==== Data for processing ====

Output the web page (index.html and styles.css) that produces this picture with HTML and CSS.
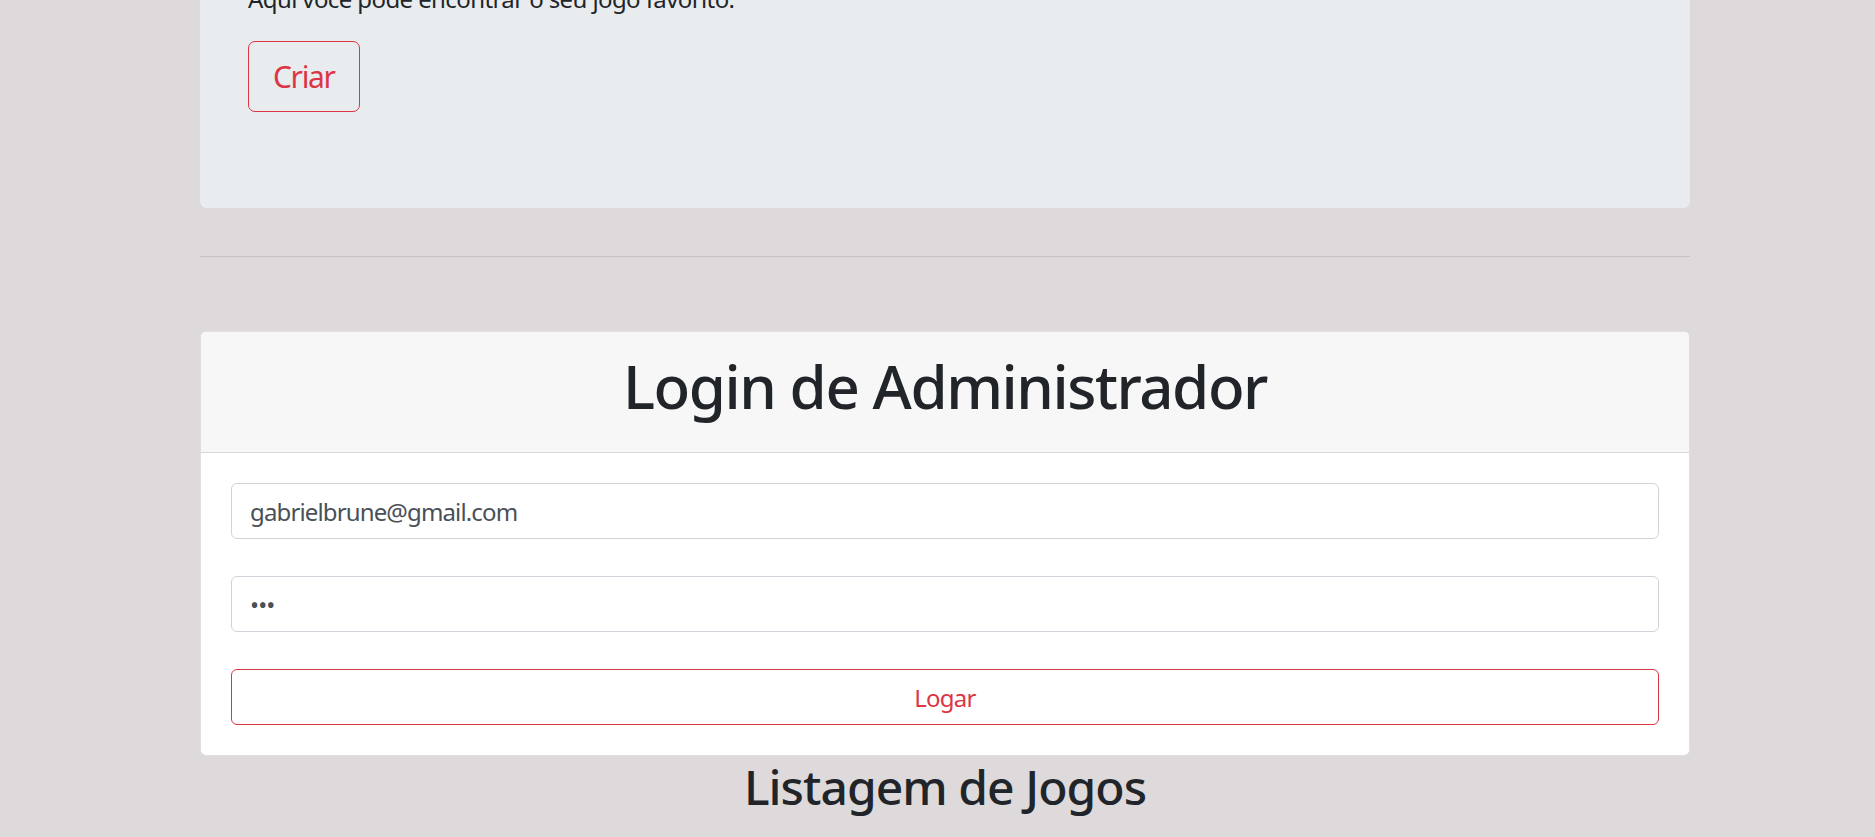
FILE: index.html
```html
<!DOCTYPE html>
<html lang="pt-BR">
<head>
<meta charset="utf-8">
<title>Jogos</title>
<link rel="stylesheet" href="styles.css">
</head>
<body>
<main class="container">
  <section class="jumbotron">
    <p class="intro">Aqui você pode encontrar o seu jogo favorito.</p>
    <a class="btn-criar" href="#">Criar</a>
  </section>
  <hr class="divider">
  <section class="card">
    <header class="card-header">
      <h1 class="card-title">Login de Administrador</h1>
    </header>
    <form class="card-body">
      <input class="field" type="email" value="gabrielbrune@gmail.com">
      <input class="field" type="password" value="123">
      <button class="btn-logar" type="button">Logar</button>
    </form>
  </section>
  <h2 class="list-title">Listagem de Jogos</h2>
</main>
</body>
</html>
```

FILE: styles.css
```css
html, body {
  margin: 0;
  padding: 0;
  height: 100%;
  overflow: hidden;
}
body {
  background: #dedadb;
  color: #212529;
  font-family: "Noto Sans", "Open Sans", sans-serif;
  font-size: 24px;
  line-height: 1.5;
  letter-spacing: -0.03em;
}
.container {
  width: 1490px;
  margin-left: 200px;
}
.jumbotron {
  margin-top: -115px;
  background: #e9ecef;
  padding: 96px 48px;
  border-radius: 7px;
}
.intro {
  margin: 0 0 24px;
  font-size: 24px;
  line-height: 36px;
  letter-spacing: -0.025em;
}
.btn-criar {
  display: inline-block;
  font-size: 30px;
  line-height: 45px;
  padding: 12px 24px;
  border: 1.5px solid #dc3545;
  border-radius: 7px;
  color: #dc3545;
  text-decoration: none;
  letter-spacing: -0.045em;
}
.divider {
  margin: 48px 0 0;
  border: 0;
  border-top: 1.5px solid rgba(0, 0, 0, 0.1);
  height: 0;
}
.card {
  margin-top: 74px;
  background: #fff;
  border: 1.5px solid rgba(0, 0, 0, 0.125);
  border-radius: 6px;
  overflow: hidden;
}
.card-header {
  background: #f7f7f7;
  padding: 18px 30px;
  border-bottom: 1.5px solid rgba(0, 0, 0, 0.125);
}
.card-title {
  margin: 0 0 12px;
  font-size: 60px;
  line-height: 72px;
  font-weight: 500;
  text-align: center;
  letter-spacing: -0.024em;
}
.card-body {
  display: flex;
  flex-direction: column;
  gap: 37px;
  padding: 30px 30px 30px;
  margin: 0;
}
.field {
  box-sizing: border-box;
  height: 56px;
  width: 100%;
  padding: 9px 18px;
  font-family: inherit;
  font-size: 24px;
  letter-spacing: -0.036em;
  color: #495057;
  background: #fff;
  border: 1.5px solid #ced4da;
  border-radius: 6px;
  outline: none;
}
.btn-logar {
  box-sizing: border-box;
  height: 56px;
  width: 100%;
  font-family: inherit;
  font-size: 24px;
  letter-spacing: -0.03em;
  color: #dc3545;
  background: transparent;
  border: 1.5px solid #dc3545;
  border-radius: 6px;
}
.list-title {
  margin: 2px 0 0;
  font-size: 48px;
  line-height: 57.6px;
  font-weight: 500;
  text-align: center;
  letter-spacing: -0.02em;
}
```
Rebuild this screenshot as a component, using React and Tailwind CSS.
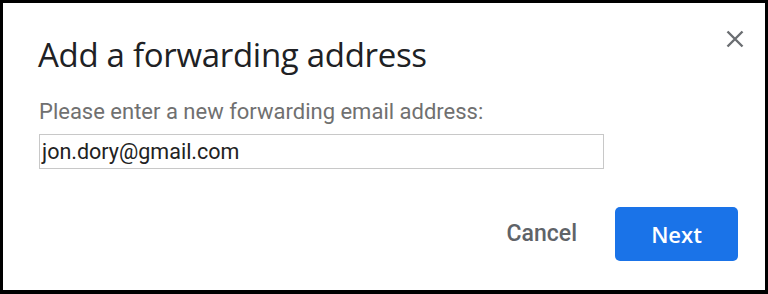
export default function App() {
  return (
    <div className="w-[768px] h-[294px] bg-black pt-[3px] pl-[3px] pr-[3px] pb-[4px]">
      <div className="relative w-full h-full bg-white flex flex-col">
        <button className="absolute left-[720px] top-[24px] w-[24px] h-[24px] flex items-center justify-center">
          <svg width="24" height="24" viewBox="0 0 24 24">
            <path d="M4.5 4.5 L19.5 19.5 M19.5 4.5 L4.5 19.5" stroke="#6b6e72" strokeWidth="2.4" strokeLinecap="butt" />
          </svg>
        </button>
        <h1 className="ml-[35px] mt-[30px] text-[33px] leading-[44px] text-[#202124] font-['Open_Sans',sans-serif] tracking-[-0.3px]">
          Add a forwarding address
        </h1>
        <p className="ml-[36px] mt-[22px] text-[22px] leading-[26px] text-[#707070] font-['Roboto',sans-serif]">
          Please enter a new forwarding email address:
        </p>
        <div className="ml-[36px] mt-[9px] w-[565px] h-[35px] border border-[#c8c8c8] flex items-center pl-[2px]">
          <span className="text-[21.5px] text-[#222] font-['Roboto',sans-serif] leading-none">jon.dory@gmail.com</span>
        </div>
        <div className="flex justify-end items-center mt-[38px] mr-[27px]">
          <span className="text-[23px] text-[#5f6368] font-['Roboto',sans-serif] font-medium mr-[38px]">Cancel</span>
          <button className="w-[123px] h-[54px] rounded-[5px] bg-[#1a73e8] text-white text-[22px] font-semibold font-['Open_Sans',sans-serif]">
            Next
          </button>
        </div>
      </div>
    </div>
  );
}
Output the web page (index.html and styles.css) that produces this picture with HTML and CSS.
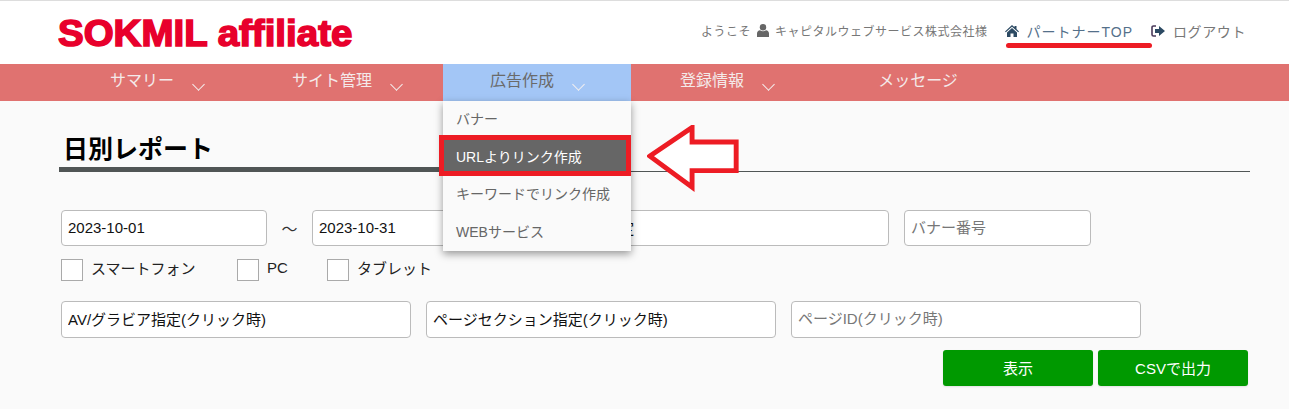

====

§ What you will do
Output every entry exactly as given; pictures are not part of the copy.

§ Exercise response
Output the web page (index.html and styles.css) that produces this picture with HTML and CSS.
FILE: index.html
```html
<!DOCTYPE html>
<html lang="pt-BR">
<head>
<meta charset="utf-8">
<title>Jogos</title>
<link rel="stylesheet" href="styles.css">
</head>
<body>
<main class="container">
  <section class="jumbotron">
    <p class="intro">Aqui você pode encontrar o seu jogo favorito.</p>
    <a class="btn-criar" href="#">Criar</a>
  </section>
  <hr class="divider">
  <section class="card">
    <header class="card-header">
      <h1 class="card-title">Login de Administrador</h1>
    </header>
    <form class="card-body">
      <input class="field" type="email" value="gabrielbrune@gmail.com">
      <input class="field" type="password" value="123">
      <button class="btn-logar" type="button">Logar</button>
    </form>
  </section>
  <h2 class="list-title">Listagem de Jogos</h2>
</main>
</body>
</html>
```

FILE: styles.css
```css
html, body {
  margin: 0;
  padding: 0;
  height: 100%;
  overflow: hidden;
}
body {
  background: #dedadb;
  color: #212529;
  font-family: "Noto Sans", "Open Sans", sans-serif;
  font-size: 24px;
  line-height: 1.5;
  letter-spacing: -0.03em;
}
.container {
  width: 1490px;
  margin-left: 200px;
}
.jumbotron {
  margin-top: -115px;
  background: #e9ecef;
  padding: 96px 48px;
  border-radius: 7px;
}
.intro {
  margin: 0 0 24px;
  font-size: 24px;
  line-height: 36px;
  letter-spacing: -0.025em;
}
.btn-criar {
  display: inline-block;
  font-size: 30px;
  line-height: 45px;
  padding: 12px 24px;
  border: 1.5px solid #dc3545;
  border-radius: 7px;
  color: #dc3545;
  text-decoration: none;
  letter-spacing: -0.045em;
}
.divider {
  margin: 48px 0 0;
  border: 0;
  border-top: 1.5px solid rgba(0, 0, 0, 0.1);
  height: 0;
}
.card {
  margin-top: 74px;
  background: #fff;
  border: 1.5px solid rgba(0, 0, 0, 0.125);
  border-radius: 6px;
  overflow: hidden;
}
.card-header {
  background: #f7f7f7;
  padding: 18px 30px;
  border-bottom: 1.5px solid rgba(0, 0, 0, 0.125);
}
.card-title {
  margin: 0 0 12px;
  font-size: 60px;
  line-height: 72px;
  font-weight: 500;
  text-align: center;
  letter-spacing: -0.024em;
}
.card-body {
  display: flex;
  flex-direction: column;
  gap: 37px;
  padding: 30px 30px 30px;
  margin: 0;
}
.field {
  box-sizing: border-box;
  height: 56px;
  width: 100%;
  padding: 9px 18px;
  font-family: inherit;
  font-size: 24px;
  letter-spacing: -0.036em;
  color: #495057;
  background: #fff;
  border: 1.5px solid #ced4da;
  border-radius: 6px;
  outline: none;
}
.btn-logar {
  box-sizing: border-box;
  height: 56px;
  width: 100%;
  font-family: inherit;
  font-size: 24px;
  letter-spacing: -0.03em;
  color: #dc3545;
  background: transparent;
  border: 1.5px solid #dc3545;
  border-radius: 6px;
}
.list-title {
  margin: 2px 0 0;
  font-size: 48px;
  line-height: 57.6px;
  font-weight: 500;
  text-align: center;
  letter-spacing: -0.02em;
}
```
Rebuild this screenshot as a component, using React and Tailwind CSS.
export default function App() {
  return (
    <div className="w-[768px] h-[294px] bg-black pt-[3px] pl-[3px] pr-[3px] pb-[4px]">
      <div className="relative w-full h-full bg-white flex flex-col">
        <button className="absolute left-[720px] top-[24px] w-[24px] h-[24px] flex items-center justify-center">
          <svg width="24" height="24" viewBox="0 0 24 24">
            <path d="M4.5 4.5 L19.5 19.5 M19.5 4.5 L4.5 19.5" stroke="#6b6e72" strokeWidth="2.4" strokeLinecap="butt" />
          </svg>
        </button>
        <h1 className="ml-[35px] mt-[30px] text-[33px] leading-[44px] text-[#202124] font-['Open_Sans',sans-serif] tracking-[-0.3px]">
          Add a forwarding address
        </h1>
        <p className="ml-[36px] mt-[22px] text-[22px] leading-[26px] text-[#707070] font-['Roboto',sans-serif]">
          Please enter a new forwarding email address:
        </p>
        <div className="ml-[36px] mt-[9px] w-[565px] h-[35px] border border-[#c8c8c8] flex items-center pl-[2px]">
          <span className="text-[21.5px] text-[#222] font-['Roboto',sans-serif] leading-none">jon.dory@gmail.com</span>
        </div>
        <div className="flex justify-end items-center mt-[38px] mr-[27px]">
          <span className="text-[23px] text-[#5f6368] font-['Roboto',sans-serif] font-medium mr-[38px]">Cancel</span>
          <button className="w-[123px] h-[54px] rounded-[5px] bg-[#1a73e8] text-white text-[22px] font-semibold font-['Open_Sans',sans-serif]">
            Next
          </button>
        </div>
      </div>
    </div>
  );
}
Output the web page (index.html and styles.css) that produces this picture with HTML and CSS.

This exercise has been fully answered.